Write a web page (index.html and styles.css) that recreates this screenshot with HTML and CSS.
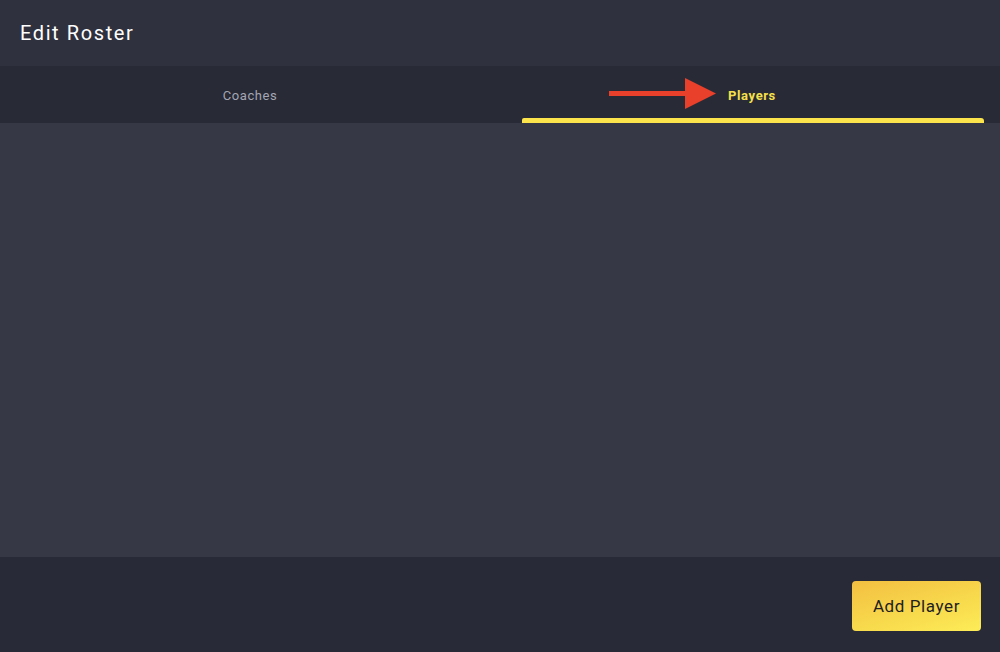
FILE: index.html
```html
<!DOCTYPE html>
<html lang="en">
<head>
  <meta charset="UTF-8">
  <meta name="viewport" content="width=device-width, initial-scale=1.0">
  <title>Edit Roster</title>
  <link rel="stylesheet" href="styles.css">
</head>
<body>
  <div class="page">
    <header class="header">
      <h1>Edit Roster</h1>
    </header>

    <!-- Tabs -->
    <nav class="tabs">
      <div class="tab">Coaches</div>
      <div class="tab active">
        <svg class="arrow" width="108" height="32" viewBox="0 0 108 32">
          <rect x="0" y="13" width="78" height="5" fill="#e8402a"/>
          <polygon points="76,0 107,15.5 76,31" fill="#e8402a"/>
        </svg>
        <span class="label">Players</span>
      </div>
    </nav>

    <main class="content"></main>

    <footer class="footer">
      <button class="add-btn">Add Player</button>
    </footer>
  </div>
</body>
</html>
```

FILE: styles.css
```css
body {
  margin: 0;
  font-family: Roboto, "Noto Sans", sans-serif;
  background-color: #282a37;
}
.page {
  display: flex;
  flex-direction: column;
  height: 652px;
}
.header {
  height: 66px;
  background-color: #30313e;
  display: flex;
  align-items: center;
  padding-left: 20px;
}
.header h1 {
  margin: 0;
  font-size: 20px;
  font-weight: 400;
  letter-spacing: 1.6px;
  color: #ffffff;
}
.tabs {
  height: 57px;
  display: flex;
  background-color: #282a36;
}
.tab {
  flex: 1;
  position: relative;
  display: flex;
  align-items: center;
  justify-content: center;
  font-size: 13px;
  letter-spacing: 0.6px;
  color: #a4a6b3;
  padding-top: 2px;
}
.tab.active {
  color: #f6e04a;
  font-weight: 700;
}
.tab.active .label {
  margin-left: 4px;
}
.tab.active::after {
  content: "";
  position: absolute;
  left: 22px;
  right: 16px;
  bottom: 0;
  height: 5px;
  background-color: #fbe44c;
  border-radius: 2px 3px 0 0;
}
.arrow {
  position: absolute;
  left: 109px;
  top: 12px;
}
.content {
  flex: 1;
  background-color: #363846;
}
.footer {
  height: 95px;
  display: flex;
  align-items: center;
  justify-content: flex-end;
  padding-right: 19px;
  background-color: #282a37;
}
.add-btn {
  width: 129px;
  height: 50px;
  margin-top: 2px;
  border: none;
  border-radius: 4px;
  background: linear-gradient(165deg, #f3bf41 0%, #f7d64b 50%, #fdec57 100%);
  color: #1e1e24;
  font-family: Roboto, "Noto Sans", sans-serif;
  font-size: 17px;
  font-weight: 400;
  letter-spacing: 0.6px;
  cursor: pointer;
}
```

What you have to do: Pick each line holding the word "index" out of the listing.

Output of the task:
Write a web page (index.html and styles.css) that recreates this screenshot with HTML and CSS.
FILE: index.html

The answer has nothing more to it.